Fill in any of the following adjustments that apply to you:

  1. If you were a shareholder of a tax-option (S) corporation which is required to file a Wisconsin franchise or income tax return, you will receive a Wisconsin Schedule 5K-1 from the S Corporation informing you of any adjustments to be made for Wisconsin tax purposes
  2. If you are a shareholder of a federal S corporation that elects not to be treated as a Wisconsin tax-option (S) corporation, you must reverse all items of S Corporation income, loss, or deduction included in your federal return and then add your pro rata share of any distributions made by the corporation of earnings and profits.
  3. Instead of using tax-option (S) corporation items deductible on federal Schedule A to compute the Wisconsin itemized deduction credit, you may elect to treat these items as subtraction modifications. Your subtraction is limited to the amount actually deductible for federal purposes.

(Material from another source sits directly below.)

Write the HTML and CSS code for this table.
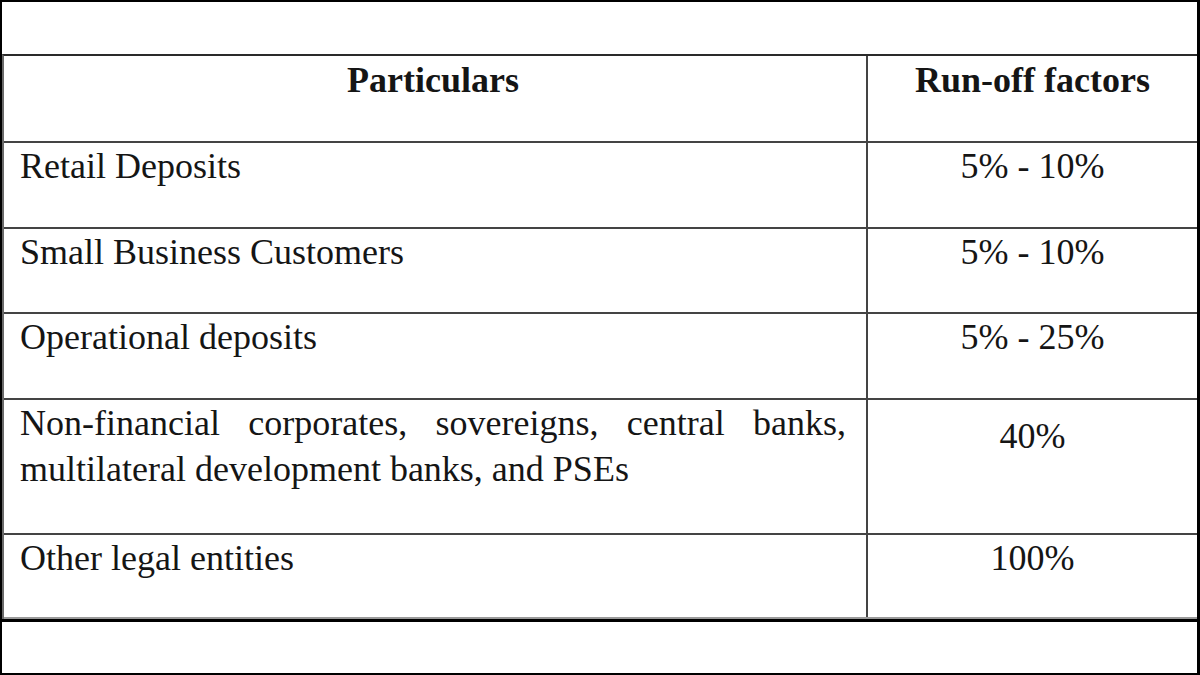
FILE: index.html
```html
<!DOCTYPE html>
<html lang="en">
<head>
<meta charset="utf-8">
<title>Run-off factors</title>
<link rel="stylesheet" href="styles.css">
</head>
<body>
<div class="frame">
  <div class="table">
    <div class="row head h87">
      <div class="cell c1">Particulars</div>
      <div class="cell c2">Run-off factors</div>
    </div>
    <div class="row h86">
      <div class="cell c1">Retail Deposits</div>
      <div class="cell c2">5% - 10%</div>
    </div>
    <div class="row h85">
      <div class="cell c1">Small Business Customers</div>
      <div class="cell c2">5% - 10%</div>
    </div>
    <div class="row h86">
      <div class="cell c1">Operational deposits</div>
      <div class="cell c2">5% - 25%</div>
    </div>
    <div class="row h135">
      <div class="cell c1 just">Non-financial corporates, sovereigns, central banks, multilateral development banks, and PSEs</div>
      <div class="cell c2 mid">40%</div>
    </div>
    <div class="row h84">
      <div class="cell c1">Other legal entities</div>
      <div class="cell c2">100%</div>
    </div>
  </div>
  <div class="foot"></div>
</div>
</body>
</html>
```

FILE: styles.css
```css
html, body {
  margin: 0;
  padding: 0;
  background: #ffffff;
}
.frame {
  width: 1200px;
  height: 675px;
  box-sizing: border-box;
  border: 2px solid #000;
  border-right-width: 3px;
  padding-top: 52px;
  font-family: "Liberation Serif", "Times New Roman", serif;
  font-size: 36px;
  line-height: 46px;
  color: #151515;
  overflow: hidden;
}
.table {
  border-top: 2px solid #2a2a2a;
  border-left: 2px solid #6a6a6a;
}
.row {
  display: flex;
  box-sizing: border-box;
  border-bottom: 2px solid #444;
}
.h87 { height: 87px; }
.h86 { height: 86px; }
.h85 { height: 85px; }
.h135 { height: 135px; }
.h84 { height: 84px; border-bottom-color: #9a9a9a; }
.cell {
  box-sizing: border-box;
}
.c1 {
  width: 864px;
  padding: 0 20px 0 16px;
  border-right: 2px solid #444;
}
.c2 {
  flex: 1;
  text-align: center;
}
.mid {
  padding-top: 13px;
}
.head .cell {
  font-weight: bold;
  text-align: center;
  padding-top: 1px;
}
.just {
  text-align: justify;
}
.foot {
  border-top: 3px solid #000;
}
```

Your Share of Partnership, Limited Liability Company, or Trust or Estate Adjustments (either addition or subtraction) - Code 52

If you were a member of a partnership or limited liability company (LLC) treated as a partnership, or you received income from an estate or trust, you will receive a statement from the partnership, LLC, trust, or estate notifying you of any additions or subtractions which you should make on your return. Fill in the amount of any such additions on line 4 and any subtractions on line 11.

 

Differences in Federal & WI Basis of Assets (either addition or subtraction) - Code 53

Additions or subtractions may be necessary if there is a difference between the federal basis and the Wisconsin basis of your property. Additions or subtractions are necessary if:

  1. You acquired property after December 31, 1964, which may be depreciated or amortized (such as buildings and leaseholds), and the federal basis is greater or less than the Wisconsin basis.
  2. You sold (or otherwise disposed of) property which may not be depreciated or amortized (such as land, stocks, and bonds) in a taxable transaction, and your basis in the assets was greater or less for federal purposes than for Wisconsin.
  3. You sold (or otherwise disposed of) property where the federal basis is greater than the Wisconsin basis due to a previous gain on the sale of an asset being deferred because gain was invested in a "qualified new business venture" or a "qualified Wisconsin business."

Differences in Federal & WI Basis of Partnership Interest (either addition or subtraction) - Code 54

An addition or subtraction may be necessary if you sold your interest in a partnership and any increases or decreases were made to the federal basis of your partnership interest in taxable years prior to 1975, which resulted from partnership business or property located outside Wisconsin. (Prior to 1975, Wisconsin did not tax income from business or property located outside Wisconsin.) Compute any addition or subtraction due to a difference in basis on Wisconsin Schedule T.

Differences in Federal & WI Reporting of Marital Property (either addition or subtraction) - Code 55

If you are married filing a separate return or married filing as head of household or if you obtained a decree of divorce or separate maintenance during 2013, you may have to report a different amount of income on your Wisconsin Form 1 than on your federal Form 1040. Fill in on line 4 any additional amount which is taxable to you rather than your spouse because of any difference in federal and state reporting of marital property (community) income. Fill in on line 11 any amount which is taxable to your spouse rather than to you because of any difference in federal and state reporting of marital property (community) income.